Elton rider Dan McDonald conquers Tour de France route for Cure Leukaemia’s Tour 21 challenge
An amateur rider who took up cycling just three years ago conquered mountain passes, extreme heat and storms to complete the Tour de France route.
Dan McDonald took on the 3,404km of the world’s biggest bike race over three weeks as part of an 21-strong ‘Tour 21’ group which raised more than £1 million for Cure Leukaemia.
Setting off from Bilbao, in Spain, a week before the start of the Tour de France, the riders tackled all 21 stages that the world’s elite riders would go on to race.
“It was truly an amazing, special, life-changing experience,” said Dan, from Elton.
“I had to use all the physical and mental strength over those three weeks and the 10 months of training certainly kicked in.”
Le Tour has a fearsome reputation as one of sport’s toughest endurance events, and this year’s course was regarded as the most mountainous in recent times.

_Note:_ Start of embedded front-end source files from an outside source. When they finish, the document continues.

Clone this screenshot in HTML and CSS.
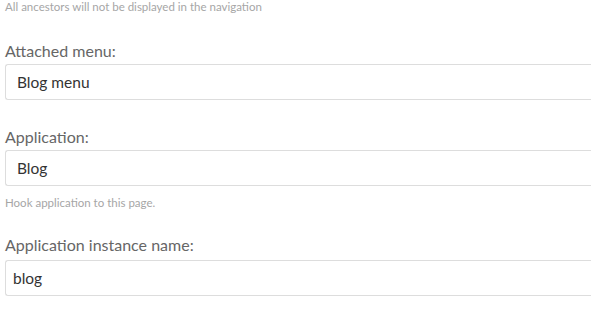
FILE: index.html
```html
<!DOCTYPE html>
<html>
<head>
<meta charset="utf-8">
<link rel="stylesheet" href="styles.css">
</head>
<body>
<div class="form">
  <p class="help help-top">All ancestors will not be displayed in the navigation</p>
  <div class="field field-menu">
    <label class="label">Attached menu:</label>
    <div class="input">Blog menu</div>
  </div>
  <div class="field field-app">
    <label class="label">Application:</label>
    <div class="input">Blog</div>
    <p class="help help-app">Hook application to this page.</p>
  </div>
  <div class="field field-name">
    <label class="label">Application instance name:</label>
    <div class="input">blog</div>
  </div>
</div>
</body>
</html>
```
FILE: styles.css
```css
html, body {
  margin: 0;
  padding: 0;
  background: #fff;
  overflow: hidden;
}
body {
  font-family: Lato, "Open Sans", sans-serif;
}
.form {
  padding-left: 5px;
  display: flex;
  flex-direction: column;
}
.help {
  margin: 0;
  font-size: 11.5px;
  line-height: 14px;
  color: #a6a6a6;
}
.field {
  display: flex;
  flex-direction: column;
}
.field-menu { margin-top: 27px; }
.field-app { margin-top: 27px; }
.field-name { margin-top: 25px; }
.label {
  display: block;
  font-size: 16px;
  line-height: 20px;
  color: #666;
  margin-bottom: 3px;
}
.field-name .label { margin-bottom: 5px; }
.input {
  box-sizing: border-box;
  height: 36px;
  border: 1px solid #ddd;
  border-right: 0;
  border-radius: 3px 0 0 3px;
  padding: 0 11px;
  font-size: 15.5px;
  line-height: 34px;
  color: #333;
}
.field-name .input { padding-left: 7px; }
.help-app { margin-top: 10px; }
```
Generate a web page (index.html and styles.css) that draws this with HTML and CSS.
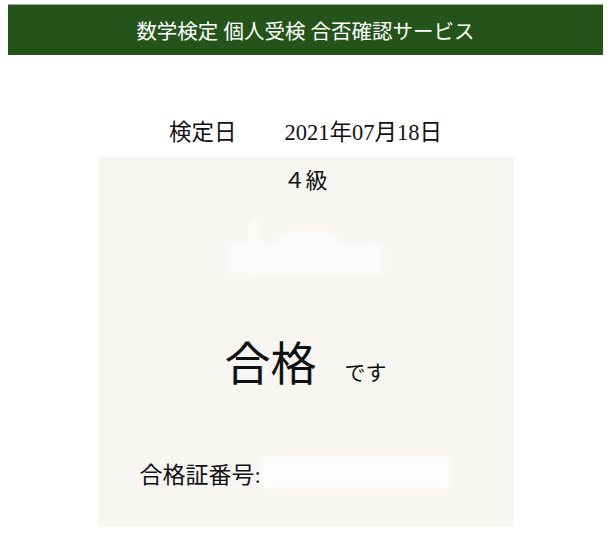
FILE: index.html
```html
<!DOCTYPE html>
<html lang="ja">
<head>
<meta charset="utf-8">
<title>合否確認サービス</title>
<link rel="stylesheet" href="styles.css">
</head>
<body>
<header class="site-header">数学検定 個人受検 合否確認サービス</header>
<main class="content">
  <p class="exam-date"><span class="label">検定日</span><span class="value">2021年07月18日</span></p>
  <section class="result-panel">
    <p class="grade">４級</p>
    <div class="name-mask"><span class="blob b1"></span><span class="blob b2"></span><span class="blob b3"></span></div>
    <p class="result"><span class="pass">合格</span><span class="desu">です</span></p>
    <p class="cert"><span class="cert-label">合格証番号:</span><span class="cert-mask"></span></p>
  </section>
</main>
</body>
</html>
```
FILE: styles.css
```css
html, body {
  background: #ffffff;
}
body {
  margin: 4px 8px 0;
  font-family: "Liberation Serif", "Noto Sans CJK JP", serif;
  color: #111111;
}
p {
  margin: 0;
}
.site-header {
  height: 50px;
  background: #24541a;
  border-top: 1px solid #9aa78f;
  color: #ffffff;
  font-size: 20.5px;
  display: flex;
  align-items: center;
  justify-content: center;
}
.content {
  display: flex;
  flex-direction: column;
  align-items: center;
}
.exam-date {
  margin-top: 63px;
  font-size: 22.5px;
  line-height: 30px;
  display: flex;
  gap: 48px;
}
.result-panel {
  margin-top: 9px;
  width: 416px;
  height: 370px;
  background: #f7f6f2;
  display: flex;
  flex-direction: column;
}
.grade {
  margin-top: 9px;
  text-align: center;
  font-size: 22px;
  line-height: 30px;
}
.name-mask {
  position: relative;
  margin: 17px auto 0;
  width: 155px;
  height: 72px;
}
.blob {
  position: absolute;
  background: #fbfbfa;
  filter: blur(3px);
  border-radius: 4px;
}
.b1 { left: 0; top: 30px; width: 155px; height: 32px; }
.b2 { left: 22px; top: 6px; width: 10px; height: 60px; }
.b3 { left: 50px; top: 20px; width: 60px; height: 20px; }
.result {
  margin-top: 50px;
  display: flex;
  justify-content: center;
  align-items: baseline;
  line-height: 60px;
  gap: 28px;
}
.pass {
  font-size: 46px;
}
.desu {
  font-size: 21px;
}
.cert {
  margin-top: 53px;
  padding-left: 42px;
  display: flex;
  align-items: center;
  height: 34px;
  font-size: 23px;
}
.cert-mask {
  display: inline-block;
  width: 190px;
  height: 32px;
  background: #fcfcfb;
  filter: blur(2px);
  border-radius: 3px;
}
```
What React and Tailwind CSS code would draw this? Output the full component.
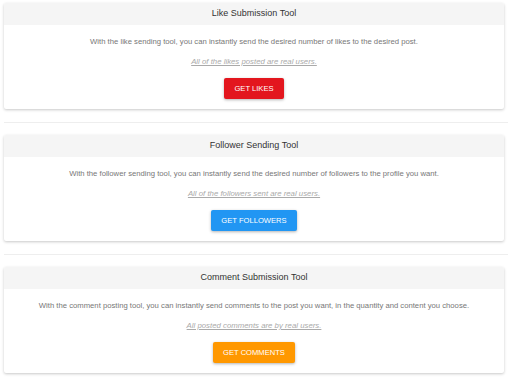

In total kilometres of climbing, Dan and his fellow riders faced the equivalent of cycling up Mount Everest seven times.
“It was pretty tough going through those mountain ranges – we had everything thrown at us,” Dan recalled.
“In Bilbao we had severe high temperatures and in the Pyrenees we were hit with extremely cold, misty conditions with visibility down to 10 metres in some places, and then biblical thunderstorms through the highest mountain ranges.”
Dan found the going at its toughest on stage 13 of the epic odyssey on a 17km climb of the Grand Colombier, in the Jura mountains, with a tortuous average gradient of 7.1 per cent incline.
“It took me about an hour and five minutes to go up that,” he said.
“The feet were just saying ‘no, no, no!’ and it’s just the mental strength that gets you to the top.”
His high altitude highlight came on the last of three successive days in the mountains – the Col de la Loze, a 28km Alpine grind where the road peaked at a mind-blowing 24 per cent gradient.
“We were met by thunderstorms, black clouds, you name it at the top,” he added.
“You get to the top, take your picture and you just want to get off that mountain top after three successive days of mountain climbs before the rest day. Things don’t get harder than that.”
Dan’s punishing daily schedule began with a 5.30am alarm call.
After the hours spent riding the stage, an evening transfer to the next day’s stage start, physio and the vital refuelling, Dan’s head would sometimes not hit the pillow until 11.30pm or even midnight.
“Then the same day happens again so it’s quite something,” he added.
“It’s the lack of sleep more than anything else.”
Not that he’s complaining. A healthy dose of perspective considering the cause behind the quest helped to drive him on.
“The patients who are going through these leukaemia treatments, they’ve got a much bigger battle on their hands so it pales into insignificance,” he said.
“We have a choice to do this and unfortunately those who have this cruel, cruel disease don’t have that luxury.
“That was the motivation. That gets you out of bed at 5.30 in the morning for another day in the saddle.”
As well as cramming in many months of gruelling training rides around the demands of work and family life, there was fundraising to drive, including a black tie ball, achieved with the help of wife Jess and daughters Carys and Eleanor.
With their support, Dan’s personal fundraising tally stands at a staggering £32,500, with his fundraising page still open for donations.
“I had some great support from friends and family who kept me going through quite a gruelling challenge,” he said.
“It’s a real super special feeling to know the fundraising will make a significant difference and help to save blood cancer patients.”
Jess, Carys and Eleanor, as well as Dan’s parents, were all there in Paris to greet him at the finish line, overlooked by the Eiffel Tower.
The Tour 21 riders reached the magic moment along the Champs Elysees after an average of 156 hours in the saddle.
But the elation of achievement and reunion was mixed with a little melancholy.
“To see your friends and family at the finish line is just incredible, but you have that sad feeling as well that it’s all over,” he explained.
“You’ve had an incredible time, you’ve been in that bubble with your new friends in the team and you have those mixed emotions.”
Dan is now looking forward to kicking back on a family holiday, with the added joy of no 5.30am alarm calls to cycle up mountains.
But he has already been drawn back to the bike and is not yet done with sporting challenges.
“I’ve got my name in the hat to do one stage of the Tour next year at the Etape,” he said.
“And I’ve still got one more marathon to complete before I hang up my trainers.”